Step 1: Getting the data
This data is directly available from the Azure Machine Learning sample datasets.
We can get some quick data insights by using the standard visualization from the Azure Machine Learning studio:
Step 2: Select required columns
First, we observe that “education” and “education-num” are equivalent. Based on the nature of the other variables, we decide to delete “education-num” and continue with “education”. Besides, as explained on the UCI Machine Learning Repository, we deleted the variable “fnlwgt”, which is a weighting variable that should not be used in classifiers.
Step 3: Clean missing data
For the categorical variables, we fill-out the missing values with the value “other”. For the numerical variables, we replace the missing values with the median, as the mean would give a very distortionate view. Look i.e. at the variable “capital-gain”, where the mean is 1078 and the median 0. We end up with 1 dependent variable “income” and 12 predicting variables: “age”, “workclass”, “education”, “marital-status”, “occupation”, “relationship”, “race”, “sex”, “captital-gain”, “capital-loss”, “hours-per-week”, and “native-country”.
Step 4: Inspect the data
With the “Execute R Script” module we write a short script to show some basic graphs to better understand the available data.
The selection on the original database excludes people younger than 16. On average (both mean and median) one is 37/38 years old. However, there are quite some people over 75 that are stil working.

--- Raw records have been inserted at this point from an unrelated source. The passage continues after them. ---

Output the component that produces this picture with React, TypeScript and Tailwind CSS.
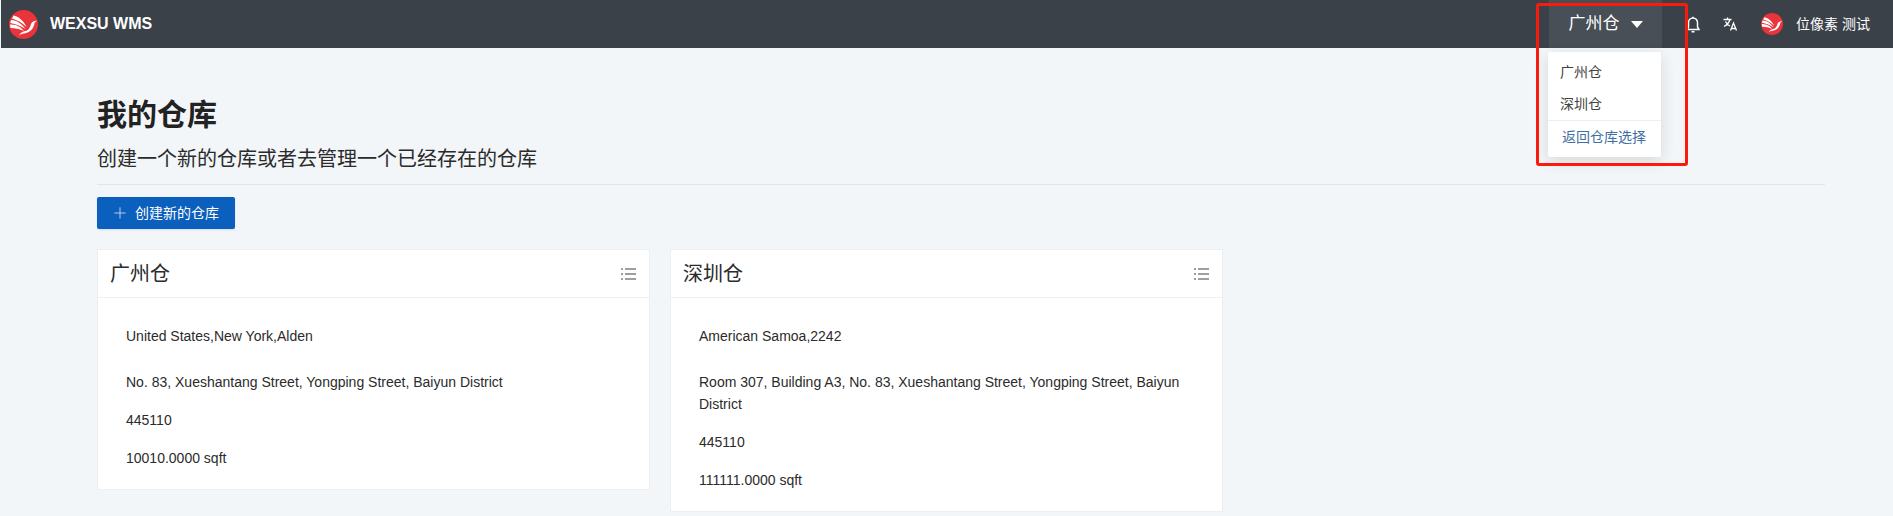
import { Plus } from 'lucide-react';

const cjk = "font-['Liberation_Sans','Noto_Sans_CJK_SC',sans-serif]";

const BirdLogo = ({ size }: { size: number }) => (
  <svg width={size} height={size} viewBox="0 0 29 29">
    <circle cx="14.5" cy="14.5" r="14.5" fill="#e8343a" />
    <path d="M4.5 5.5 C9.5 6.5 14.5 10.5 17.5 17 C13.5 13 8.5 10 3 8.5 Z" fill="#fff" />
    <path d="M2 10 C8 10 13 14 16.5 19 C12 16 7 14 1.2 13 Z" fill="#fff" />
    <path d="M1 14.5 C7 14 12 17 15 21 C11 19 6 18 1.5 18 Z" fill="#fff" />
    <path d="M16 21 C19 21 21 18 22 14 C23 11.5 25 11 28 10.5 L25.5 13 C25 18 21 23 15 23.5 C13 23.6 11 24.5 10 25.5 C11 23 13 22 16 21 Z" fill="#fff" />
  </svg>
);

const ListIcon = () => (
  <svg width="15" height="12" viewBox="0 0 15 12" fill="none" stroke="#808080" strokeWidth="1.4">
    <path d="M0 1h2M4 1h11M0 6h2M4 6h11M0 11h2M4 11h11" />
  </svg>
);

const BellIcon = () => (
  <svg width="14" height="17" viewBox="0 0 14 17" fill="none" stroke="#fff" strokeWidth="1.5">
    <path d="M1 13.5h12l-1.5-2.5V6.5a4.5 4.5 0 0 0-9 0V11Z" />
    <path d="M5.5 15.8h3M7 2V0.8" />
  </svg>
);

const TranslateIcon = () => (
  <svg width="15" height="14" viewBox="0 0 15 14" fill="none" stroke="#fff" strokeWidth="1.3">
    <path d="M0.5 2.5h8M4.5 0.5v2M7 2.5C6 6 4 8 1 9.5M2.5 4.5C3.5 6.5 5 8 7 9" />
    <path d="M7.5 13.5l3-7.5 3 7.5M8.5 11.5h4" />
  </svg>
);

interface WarehouseCardProps {
  name: string;
  region: string;
  address: string;
  postcode: string;
  area: string;
}

const WarehouseCard = ({ name, region, address, postcode, area }: WarehouseCardProps) => (
  <div className="w-[553px] self-start bg-white border border-[#edf0f3]">
    <div className="flex items-center justify-between h-[48px] pl-[12px] pr-[13px] border-b border-[#edf0f3]">
      <span className="text-[20px] text-[#2b2b2b]">{name}</span>
      <ListIcon />
    </div>
    <div className="px-[28px] pt-[27px] pb-[4px] text-[14px] leading-[22px] text-[#2b2b2b]">
      <p className="mb-[24px]">{region}</p>
      <p className="mb-[16px]">{address}</p>
      <p className="mb-[16px]">{postcode}</p>
      <p className="mb-[16px]">{area}</p>
    </div>
  </div>
);

const App = () => {
  return (
    <div className={`relative h-[516px] overflow-hidden bg-[#f3f6f9] pl-px ${cjk}`}>
      <header className="flex items-center justify-between h-[48px] bg-[#3a4149] text-white">
        <div className="flex items-center pl-[8px]">
          <BirdLogo size={29} />
          <span className="ml-[12px] text-[16px] font-bold">WEXSU WMS</span>
        </div>
        <div className="flex items-center h-full pr-[23px]">
          <div className="flex items-center justify-center gap-[11px] w-[113px] h-full bg-[#484f57] text-[17px]">
            广州仓
            <span className="w-0 h-0 border-x-[6px] border-x-transparent border-t-[7px] border-t-white" />
          </div>
          <div className="ml-[24px]"><BellIcon /></div>
          <div className="ml-[23px]"><TranslateIcon /></div>
          <div className="ml-[23px]"><BirdLogo size={22} /></div>
          <span className="ml-[13px] text-[14px]">位像素 测试</span>
        </div>
      </header>

      <div className="absolute left-[1548px] top-[52px] w-[113px] h-[105px] bg-white rounded-[2px] shadow-[0_4px_16px_rgba(0,0,0,0.12)] text-[14px] text-[#444]">
        <div className="pl-[12px] pt-[10px] leading-[20px]">广州仓</div>
        <div className="pl-[12px] pt-[12px] leading-[20px]">深圳仓</div>
        <div className="mt-[6px] border-t border-[#edf0f3] pl-[14px] pt-[6px] leading-[20px] text-[#3f6fa3]">返回仓库选择</div>
      </div>
      <div className="absolute left-[1536px] top-[3px] w-[152px] h-[163px] border-[3px] border-[#fb1b0d] rounded-[3px]" />

      <main className="pl-[96px] pr-[68px] pt-[47px]">
        <h1 className="text-[30px] leading-[40px] font-bold text-[#222]">我的仓库</h1>
        <p className="mt-[11px] text-[20px] leading-[26px] text-[#2b2b2b]">创建一个新的仓库或者去管理一个已经存在的仓库</p>
        <div className="mt-[12px] border-t border-[#e2e6ea]" />
        <button className="flex items-center mt-[12px] w-[138px] h-[32px] pl-[14px] bg-[#0b60bd] rounded-[2px] shadow-[0_1px_2px_rgba(11,96,189,0.15)] text-[14px] text-white">
          <Plus size={18} strokeWidth={1.3} className="text-[#b8d0ea]" />
          <span className="ml-[6px]">创建新的仓库</span>
        </button>
        <div className="flex items-start gap-[20px] mt-[20px]">
          <WarehouseCard
            name="广州仓"
            region="United States,New York,Alden"
            address="No. 83, Xueshantang Street, Yongping Street, Baiyun District"
            postcode="445110"
            area="10010.0000 sqft"
          />
          <WarehouseCard
            name="深圳仓"
            region="American Samoa,2242"
            address="Room 307, Building A3, No. 83, Xueshantang Street, Yongping Street, Baiyun District"
            postcode="445110"
            area="111111.0000 sqft"
          />
        </div>
      </main>
    </div>
  );
};

export default App;
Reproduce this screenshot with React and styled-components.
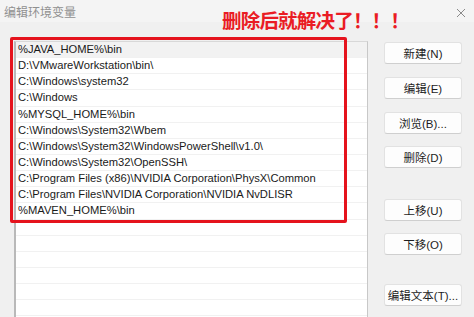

Most of the people of this sample are from the private sector.
Most of the people have a high-school degree or higher.
Many people are married (married-civ-spouse), followed by never-married people.
There is quite a diversity among the occupation. We found 14 occupancies, and added an extra “other” option for those who left this field empty.

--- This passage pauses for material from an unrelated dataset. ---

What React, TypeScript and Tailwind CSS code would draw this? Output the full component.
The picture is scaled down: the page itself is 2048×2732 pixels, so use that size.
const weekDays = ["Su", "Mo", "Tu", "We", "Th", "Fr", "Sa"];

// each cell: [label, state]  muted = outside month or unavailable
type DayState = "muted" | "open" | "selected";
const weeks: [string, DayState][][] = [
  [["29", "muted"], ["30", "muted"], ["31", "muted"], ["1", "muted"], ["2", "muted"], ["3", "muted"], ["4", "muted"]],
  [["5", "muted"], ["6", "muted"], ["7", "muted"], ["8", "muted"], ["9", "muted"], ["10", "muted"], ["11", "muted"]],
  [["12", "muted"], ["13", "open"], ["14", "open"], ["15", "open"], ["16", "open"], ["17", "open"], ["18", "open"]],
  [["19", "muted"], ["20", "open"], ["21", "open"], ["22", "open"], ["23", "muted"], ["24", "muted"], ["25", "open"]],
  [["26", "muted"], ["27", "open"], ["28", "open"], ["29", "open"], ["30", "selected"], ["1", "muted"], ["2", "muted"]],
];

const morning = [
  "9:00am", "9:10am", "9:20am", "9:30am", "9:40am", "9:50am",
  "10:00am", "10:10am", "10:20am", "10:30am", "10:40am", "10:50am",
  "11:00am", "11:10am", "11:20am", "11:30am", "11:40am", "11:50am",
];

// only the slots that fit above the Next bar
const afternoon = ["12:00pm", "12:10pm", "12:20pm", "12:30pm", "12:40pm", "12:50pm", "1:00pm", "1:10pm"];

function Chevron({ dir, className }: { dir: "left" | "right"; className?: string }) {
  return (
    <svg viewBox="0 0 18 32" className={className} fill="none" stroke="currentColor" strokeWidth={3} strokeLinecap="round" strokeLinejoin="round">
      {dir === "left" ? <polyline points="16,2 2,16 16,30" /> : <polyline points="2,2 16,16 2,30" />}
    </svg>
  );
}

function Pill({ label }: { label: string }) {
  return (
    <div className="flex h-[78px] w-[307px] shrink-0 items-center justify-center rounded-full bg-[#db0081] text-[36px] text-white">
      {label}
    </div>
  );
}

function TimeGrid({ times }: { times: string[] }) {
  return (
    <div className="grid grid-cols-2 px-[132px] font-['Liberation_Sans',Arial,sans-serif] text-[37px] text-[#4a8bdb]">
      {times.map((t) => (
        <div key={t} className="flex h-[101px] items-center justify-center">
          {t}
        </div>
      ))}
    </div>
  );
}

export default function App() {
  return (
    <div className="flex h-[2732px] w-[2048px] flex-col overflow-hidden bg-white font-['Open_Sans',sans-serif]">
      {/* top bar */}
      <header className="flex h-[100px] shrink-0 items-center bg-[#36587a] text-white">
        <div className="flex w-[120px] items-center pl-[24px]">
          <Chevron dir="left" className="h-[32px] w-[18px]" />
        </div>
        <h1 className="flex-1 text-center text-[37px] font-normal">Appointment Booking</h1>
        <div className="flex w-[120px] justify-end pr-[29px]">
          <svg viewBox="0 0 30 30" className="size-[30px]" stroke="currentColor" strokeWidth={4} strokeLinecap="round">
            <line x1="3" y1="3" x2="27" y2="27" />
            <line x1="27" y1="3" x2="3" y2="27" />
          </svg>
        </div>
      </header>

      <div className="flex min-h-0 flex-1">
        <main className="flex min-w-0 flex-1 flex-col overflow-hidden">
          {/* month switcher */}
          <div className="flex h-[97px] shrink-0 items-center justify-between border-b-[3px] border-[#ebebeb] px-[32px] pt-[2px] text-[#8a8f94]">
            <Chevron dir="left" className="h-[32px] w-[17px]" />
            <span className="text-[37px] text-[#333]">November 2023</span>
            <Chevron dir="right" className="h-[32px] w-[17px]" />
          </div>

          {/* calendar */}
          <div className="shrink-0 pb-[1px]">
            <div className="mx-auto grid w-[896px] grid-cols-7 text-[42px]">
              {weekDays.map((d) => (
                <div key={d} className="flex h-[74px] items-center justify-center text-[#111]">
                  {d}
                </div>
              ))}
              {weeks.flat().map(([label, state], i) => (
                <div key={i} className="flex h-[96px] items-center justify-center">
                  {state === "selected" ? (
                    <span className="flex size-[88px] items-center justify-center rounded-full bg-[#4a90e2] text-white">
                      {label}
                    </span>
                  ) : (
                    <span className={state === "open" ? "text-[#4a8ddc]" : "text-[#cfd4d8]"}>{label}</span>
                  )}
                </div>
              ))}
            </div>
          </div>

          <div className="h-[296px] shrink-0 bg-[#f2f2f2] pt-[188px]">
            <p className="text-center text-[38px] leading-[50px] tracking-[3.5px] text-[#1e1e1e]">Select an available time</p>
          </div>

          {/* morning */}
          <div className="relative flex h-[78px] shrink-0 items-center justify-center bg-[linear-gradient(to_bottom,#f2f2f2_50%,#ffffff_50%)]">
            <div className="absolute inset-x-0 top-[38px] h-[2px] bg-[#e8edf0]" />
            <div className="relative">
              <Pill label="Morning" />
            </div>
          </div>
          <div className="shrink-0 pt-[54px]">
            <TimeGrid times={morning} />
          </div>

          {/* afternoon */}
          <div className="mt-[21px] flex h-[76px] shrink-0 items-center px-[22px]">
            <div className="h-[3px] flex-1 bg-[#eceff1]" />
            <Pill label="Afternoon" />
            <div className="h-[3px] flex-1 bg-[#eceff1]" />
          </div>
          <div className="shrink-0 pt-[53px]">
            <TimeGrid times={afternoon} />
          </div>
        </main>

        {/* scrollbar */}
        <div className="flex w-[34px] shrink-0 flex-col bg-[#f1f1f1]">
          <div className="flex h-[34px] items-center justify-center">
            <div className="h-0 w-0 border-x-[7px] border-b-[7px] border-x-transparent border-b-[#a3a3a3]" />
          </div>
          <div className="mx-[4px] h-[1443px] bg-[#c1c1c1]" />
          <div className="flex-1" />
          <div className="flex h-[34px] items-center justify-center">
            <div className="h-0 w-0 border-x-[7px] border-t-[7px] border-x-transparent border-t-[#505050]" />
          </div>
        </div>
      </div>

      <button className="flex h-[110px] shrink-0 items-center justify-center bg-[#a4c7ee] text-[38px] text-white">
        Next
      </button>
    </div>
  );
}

Most of the people are found in a relationship as husband. This makes sense if we look at the gender distribution later on.
The majority of this sample exists of white people.
The male-female ratio is around 2:1. This also explains the high “husband” value for the “relationship” variable.
There are very little people that have capital gains.
There are very little people that have capital losses.
On average, one works 40 hours a week, although we see some very busy people with 100-hour weeks.
This graph is not really clear in this environment. When running it in R, we can clearly see that most of the people are coming from the United States (the big pink bar).
76% of the sample earns less than 50K dollar a year, and 24% more. We will take this into account when splitting the data into a training and test set. We also set a seed to make this blog reproducible.
Step 5: Take care of the variable types
We make sure that we set the categorical variables from string to categorical. We will use this later on.
Step 6: Split the dataset into a training and a test set
We split the dataset into a training and a test set, taking the income distribution into account, using a stratified split.
Step 7: Train the basic model
For this experiment, we use the standard settings to train the model with a Two-Class Boosted Decision Tree algorithm. These settings can be improved by using the Tune Model Hyperparameters module to train the model.
Step 8: Evaluate the Feature Importance
With the Feature Importance module, we can obtain the importance of the features. The scores are based on how much the performance of the model changes when the feature values are randomly shuffled. The scores that the module returns represent the change in the performance of a trained model, after permutation.
With the help of an R script, we can display the scores of the features.
Step 9: Score the test data
With the trained model, we score the test data.
Step 10: Evaluate the model
The results using the standard settings are already fairly good!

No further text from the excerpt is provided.